* Begin *
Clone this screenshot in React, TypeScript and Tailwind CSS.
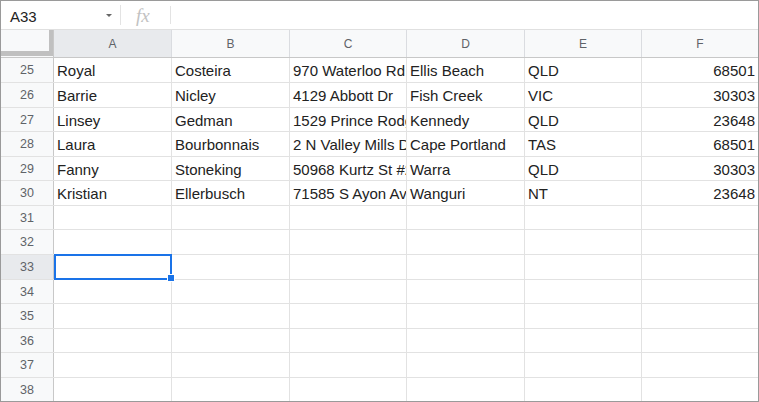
import React from "react";

const rows: { n: number; h: string; cells: string[] }[] = [
  { n: 25, h: "h-[25px]", cells: ["Royal", "Costeira", "970 Waterloo Rd", "Ellis Beach", "QLD", "68501"] },
  { n: 26, h: "h-[25px]", cells: ["Barrie", "Nicley", "4129 Abbott Dr", "Fish Creek", "VIC", "30303"] },
  { n: 27, h: "h-[24px]", cells: ["Linsey", "Gedman", "1529 Prince Rodgers", "Kennedy", "QLD", "23648"] },
  { n: 28, h: "h-[25px]", cells: ["Laura", "Bourbonnais", "2 N Valley Mills Dr", "Cape Portland", "TAS", "68501"] },
  { n: 29, h: "h-[24px]", cells: ["Fanny", "Stoneking", "50968 Kurtz St #212", "Warra", "QLD", "30303"] },
  { n: 30, h: "h-[25px]", cells: ["Kristian", "Ellerbusch", "71585 S Ayon Ave", "Wanguri", "NT", "23648"] },
  { n: 31, h: "h-[24px]", cells: ["", "", "", "", "", ""] },
  { n: 32, h: "h-[25px]", cells: ["", "", "", "", "", ""] },
  { n: 33, h: "h-[25px]", cells: ["", "", "", "", "", ""] },
  { n: 34, h: "h-[24px]", cells: ["", "", "", "", "", ""] },
  { n: 35, h: "h-[25px]", cells: ["", "", "", "", "", ""] },
  { n: 36, h: "h-[24px]", cells: ["", "", "", "", "", ""] },
  { n: 37, h: "h-[25px]", cells: ["", "", "", "", "", ""] },
  { n: 38, h: "h-[23px]", cells: ["", "", "", "", "", ""] },
];

const colW = ["w-[118px]", "w-[118px]", "w-[117px]", "w-[118px]", "w-[117px]", "w-[116px]"];
const letters = ["A", "B", "C", "D", "E", "F"];

export default function App() {
  return (
    <div className="relative w-[759px] h-[402px] border border-[#9a9a9a] bg-white overflow-hidden font-['Liberation_Sans',Arial,sans-serif]">
      {/* formula bar */}
      <div className="h-[29px] border-b border-[#e0e0e0] flex items-center">
        <div className="w-[119px] h-full flex items-center justify-between pl-[9px] pr-[8px] pt-[3px]">
          <span className="text-[15px] text-[#222] leading-none">A33</span>
          <svg width="6" height="3" viewBox="0 0 6 3" className="mb-[2px]">
            <path d="M0 0 L6 0 L3 3 Z" fill="#666" />
          </svg>
        </div>
        <div className="w-px h-[20px] bg-[#e3e3e3]" />
        <span className="ml-[15px] w-[16px] text-[19px] italic text-[#c2c2c2] font-['Liberation_Serif',serif] leading-none">
          fx
        </span>
        <div className="ml-[18px] w-px h-[18px] bg-[#e3e3e3]" />
      </div>

      {/* column header */}
      <div className="flex h-[28px] border-b border-[#c8c8c8]">
        <div className="relative w-[53px] h-full bg-[#f8f9fa] border-r border-[#c8c8c8]">
          <div className="absolute left-0 top-[21px] w-[52px] h-[5px] bg-[#c0c0c0]" />
          <div className="absolute left-[48px] top-0 w-[4px] h-[26px] bg-[#c0c0c0]" />
        </div>
        {letters.map((l, i) => (
          <div
            key={l}
            className={`${colW[i]} h-full flex items-center justify-center pt-[1px] text-[12px] text-[#5f6368] ${
              i === 0 ? "bg-[#e8eaed]" : "bg-[#f8f9fa]"
            } ${i < 5 ? "border-r border-[#dadce0]" : ""}`}
          >
            {l}
          </div>
        ))}
      </div>

      {/* rows */}
      {rows.map((r, ri) => (
        <div key={r.n} className={`flex ${r.h} ${ri < rows.length - 1 ? "border-b border-[#e2e2e2]" : ""}`}>
          <div
            className={`w-[53px] h-full flex items-center justify-center pt-[1px] text-[12.5px] text-[#5f6368] border-r border-[#c8c8c8] ${
              r.n === 33 ? "bg-[#e8eaed]" : "bg-[#f8f9fa]"
            }`}
          >
            {r.n}
          </div>
          {r.cells.map((c, i) => (
            <div
              key={i}
              className={`${colW[i]} h-full flex items-center pt-[3px] overflow-hidden whitespace-nowrap text-[15px] text-[#222] ${
                i === 5 ? "justify-end pr-[3px]" : "pl-[3px]"
              } ${i < 5 ? "border-r border-[#e2e2e2]" : ""}`}
            >
              {c}
            </div>
          ))}
        </div>
      ))}

      {/* selection */}
      <div className="absolute left-[53px] top-[253px] w-[118px] h-[26px] border-2 border-[#1a73e8]" />
      <div className="absolute left-[166px] top-[273px] w-[8px] h-[8px] bg-[#1a73e8] border border-white" />
    </div>
  );
}
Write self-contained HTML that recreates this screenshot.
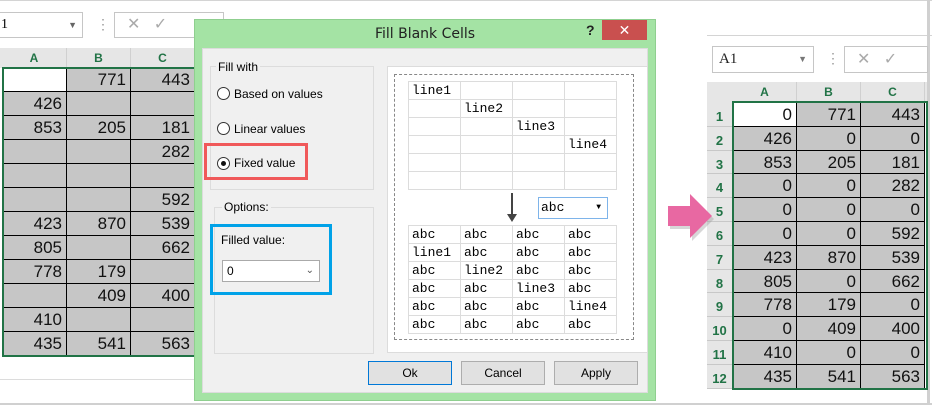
* End *
## Work to complete
Output the data exactly. Pictures don't belong in the result.

## Task answer
Clone this screenshot in React, TypeScript and Tailwind CSS.
import React from "react";

const rows: { n: number; h: string; cells: string[] }[] = [
  { n: 25, h: "h-[25px]", cells: ["Royal", "Costeira", "970 Waterloo Rd", "Ellis Beach", "QLD", "68501"] },
  { n: 26, h: "h-[25px]", cells: ["Barrie", "Nicley", "4129 Abbott Dr", "Fish Creek", "VIC", "30303"] },
  { n: 27, h: "h-[24px]", cells: ["Linsey", "Gedman", "1529 Prince Rodgers", "Kennedy", "QLD", "23648"] },
  { n: 28, h: "h-[25px]", cells: ["Laura", "Bourbonnais", "2 N Valley Mills Dr", "Cape Portland", "TAS", "68501"] },
  { n: 29, h: "h-[24px]", cells: ["Fanny", "Stoneking", "50968 Kurtz St #212", "Warra", "QLD", "30303"] },
  { n: 30, h: "h-[25px]", cells: ["Kristian", "Ellerbusch", "71585 S Ayon Ave", "Wanguri", "NT", "23648"] },
  { n: 31, h: "h-[24px]", cells: ["", "", "", "", "", ""] },
  { n: 32, h: "h-[25px]", cells: ["", "", "", "", "", ""] },
  { n: 33, h: "h-[25px]", cells: ["", "", "", "", "", ""] },
  { n: 34, h: "h-[24px]", cells: ["", "", "", "", "", ""] },
  { n: 35, h: "h-[25px]", cells: ["", "", "", "", "", ""] },
  { n: 36, h: "h-[24px]", cells: ["", "", "", "", "", ""] },
  { n: 37, h: "h-[25px]", cells: ["", "", "", "", "", ""] },
  { n: 38, h: "h-[23px]", cells: ["", "", "", "", "", ""] },
];

const colW = ["w-[118px]", "w-[118px]", "w-[117px]", "w-[118px]", "w-[117px]", "w-[116px]"];
const letters = ["A", "B", "C", "D", "E", "F"];

export default function App() {
  return (
    <div className="relative w-[759px] h-[402px] border border-[#9a9a9a] bg-white overflow-hidden font-['Liberation_Sans',Arial,sans-serif]">
      {/* formula bar */}
      <div className="h-[29px] border-b border-[#e0e0e0] flex items-center">
        <div className="w-[119px] h-full flex items-center justify-between pl-[9px] pr-[8px] pt-[3px]">
          <span className="text-[15px] text-[#222] leading-none">A33</span>
          <svg width="6" height="3" viewBox="0 0 6 3" className="mb-[2px]">
            <path d="M0 0 L6 0 L3 3 Z" fill="#666" />
          </svg>
        </div>
        <div className="w-px h-[20px] bg-[#e3e3e3]" />
        <span className="ml-[15px] w-[16px] text-[19px] italic text-[#c2c2c2] font-['Liberation_Serif',serif] leading-none">
          fx
        </span>
        <div className="ml-[18px] w-px h-[18px] bg-[#e3e3e3]" />
      </div>

      {/* column header */}
      <div className="flex h-[28px] border-b border-[#c8c8c8]">
        <div className="relative w-[53px] h-full bg-[#f8f9fa] border-r border-[#c8c8c8]">
          <div className="absolute left-0 top-[21px] w-[52px] h-[5px] bg-[#c0c0c0]" />
          <div className="absolute left-[48px] top-0 w-[4px] h-[26px] bg-[#c0c0c0]" />
        </div>
        {letters.map((l, i) => (
          <div
            key={l}
            className={`${colW[i]} h-full flex items-center justify-center pt-[1px] text-[12px] text-[#5f6368] ${
              i === 0 ? "bg-[#e8eaed]" : "bg-[#f8f9fa]"
            } ${i < 5 ? "border-r border-[#dadce0]" : ""}`}
          >
            {l}
          </div>
        ))}
      </div>

      {/* rows */}
      {rows.map((r, ri) => (
        <div key={r.n} className={`flex ${r.h} ${ri < rows.length - 1 ? "border-b border-[#e2e2e2]" : ""}`}>
          <div
            className={`w-[53px] h-full flex items-center justify-center pt-[1px] text-[12.5px] text-[#5f6368] border-r border-[#c8c8c8] ${
              r.n === 33 ? "bg-[#e8eaed]" : "bg-[#f8f9fa]"
            }`}
          >
            {r.n}
          </div>
          {r.cells.map((c, i) => (
            <div
              key={i}
              className={`${colW[i]} h-full flex items-center pt-[3px] overflow-hidden whitespace-nowrap text-[15px] text-[#222] ${
                i === 5 ? "justify-end pr-[3px]" : "pl-[3px]"
              } ${i < 5 ? "border-r border-[#e2e2e2]" : ""}`}
            >
              {c}
            </div>
          ))}
        </div>
      ))}

      {/* selection */}
      <div className="absolute left-[53px] top-[253px] w-[118px] h-[26px] border-2 border-[#1a73e8]" />
      <div className="absolute left-[166px] top-[273px] w-[8px] h-[8px] bg-[#1a73e8] border border-white" />
    </div>
  );
}
Write self-contained HTML that recreates this screenshot.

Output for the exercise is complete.